The United States is helping its European partners by redirecting American liquid natural gas from Asian to European markets. Over the past decade, the U.S. has emerged as the world’s top producer of natural gas. It produces so much, in fact, that despite its large domestic consumption, the U.S. now ranks second only to Russia as a gas exporter.

Unfortunately, increasing the volume of those exports as rapidly as needed will not be easy. U.S. gas exports to Europe must be compressed into liquid form to be loaded aboard ships. Building new liquefaction plants is a complex and costly undertaking: A rule-of-thumb calculation suggests a cost of $5 billion over five years, maybe four years if regulatory approvals are sped up.

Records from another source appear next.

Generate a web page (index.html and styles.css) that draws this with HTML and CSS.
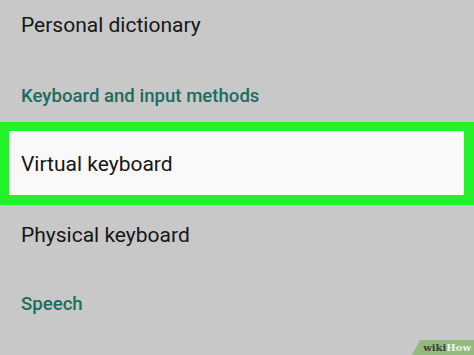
FILE: index.html
```html
<!DOCTYPE html>
<html>
<head>
<meta charset="utf-8">
<link rel="stylesheet" href="styles.css">
</head>
<body>
<div class="screen">
  <div class="item first">Personal dictionary</div>
  <div class="header kb">Keyboard and input methods</div>
  <div class="highlight">
    <div class="item">Virtual keyboard</div>
  </div>
  <div class="item phys">Physical keyboard</div>
  <div class="header speech">Speech</div>
  <div class="badge"><span class="wiki">wiki</span><span class="how">How</span></div>
</div>
</body>
</html>
```
FILE: styles.css
```css
html, body {
  margin: 0;
  padding: 0;
}
body {
  background: #c8c8c8;
  font-family: Roboto, "Liberation Sans", sans-serif;
}
.screen {
  position: relative;
  width: 474px;
  height: 355px;
  overflow: hidden;
  display: flex;
  flex-direction: column;
}
.item {
  font-size: 21px;
  line-height: 24px;
  color: #161616;
  padding-left: 21px;
}
.first {
  margin-top: 13px;
}
.header {
  font-size: 18.6px;
  line-height: 22px;
  font-weight: 500;
  color: #1d6c5f;
  padding-left: 21px;
}
.kb {
  margin-top: 48px;
}
.highlight {
  margin-top: 15px;
  border-style: solid;
  border-color: #23f22b;
  border-width: 9px 10px 10px 9px;
  background: #f9f9f9;
  height: 64px;
  box-sizing: content-box;
}
.highlight .item {
  padding-left: 12px;
  margin-top: 21px;
}
.phys {
  margin-top: 18px;
}
.speech {
  margin-top: 46px;
}
.badge {
  position: absolute;
  right: 0;
  bottom: 0;
  width: 62px;
  height: 15px;
  background: #94b97c;
  clip-path: polygon(8px 0, 100% 0, 100% 100%, 0 100%);
  font-family: "DejaVu Serif", "Liberation Serif", serif;
  font-weight: bold;
  font-size: 10px;
  line-height: 15px;
  text-align: right;
  padding-right: 3px;
  box-sizing: border-box;
}
.wiki {
  color: #3a3f36;
}
.how {
  color: #eef3ea;
}
```
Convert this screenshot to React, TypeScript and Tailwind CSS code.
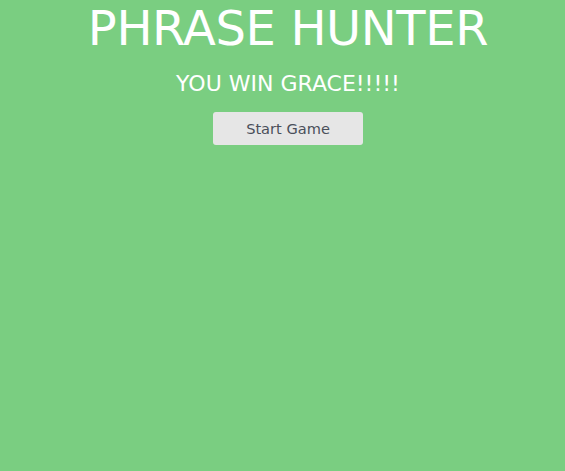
export default function App() {
  return (
    <div className="min-h-[471px] w-full bg-[#7ace81] flex flex-col items-center pl-[11px]" style={{ fontFamily: '"DejaVu Sans", sans-serif' }}>
      <h1 className="text-white text-[48px] leading-[56px] font-normal mt-0 tracking-[-0.4px]">PHRASE HUNTER</h1>
      <h2 className="text-white text-[22px] leading-[28px] font-normal mt-[14px]">YOU WIN GRACE!!!!!</h2>
      <button className="mt-[14px] w-[150px] h-[33px] bg-[#e6e6e6] rounded-[3px] text-[#4a4f5a] text-[14.6px]">Start Game</button>
    </div>
  );
}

The balance of energy power between Europe and Russia is not all one-sided. Over the medium and long term, Europe can find new sources of gas more easily than Russia can find new customers. The most economic way for Russia to sell gas to China would require a vast pipeline-building project across Siberia. The distances and costs are mind-boggling and likely prohibitive, given the competition from liquid natural gas shipped across the Pacific from North America. Russia risks a post-Ukraine-war future as an isolated energy pariah—and its energy behavior this winter will determine whether that risk becomes an enduring reality.

The Western alliance has a gathering energy emergency on its hands; now is the time to talk and act accordingly. The Biden administration too often tells Americans childish stories about price-gouging by energy companies as the cause of high prices for fuel. One of the world’s largest energy producers is using its oil and gas as a weapon against its formerly best customers. World markets are disrupted as a result. That hurts, but blaming false scapegoats will not lessen the pain or produce useful solutions.

The global crisis triggered by Putin’s war is the culprit. The sooner that war is won by Ukraine, the faster the crisis will ease.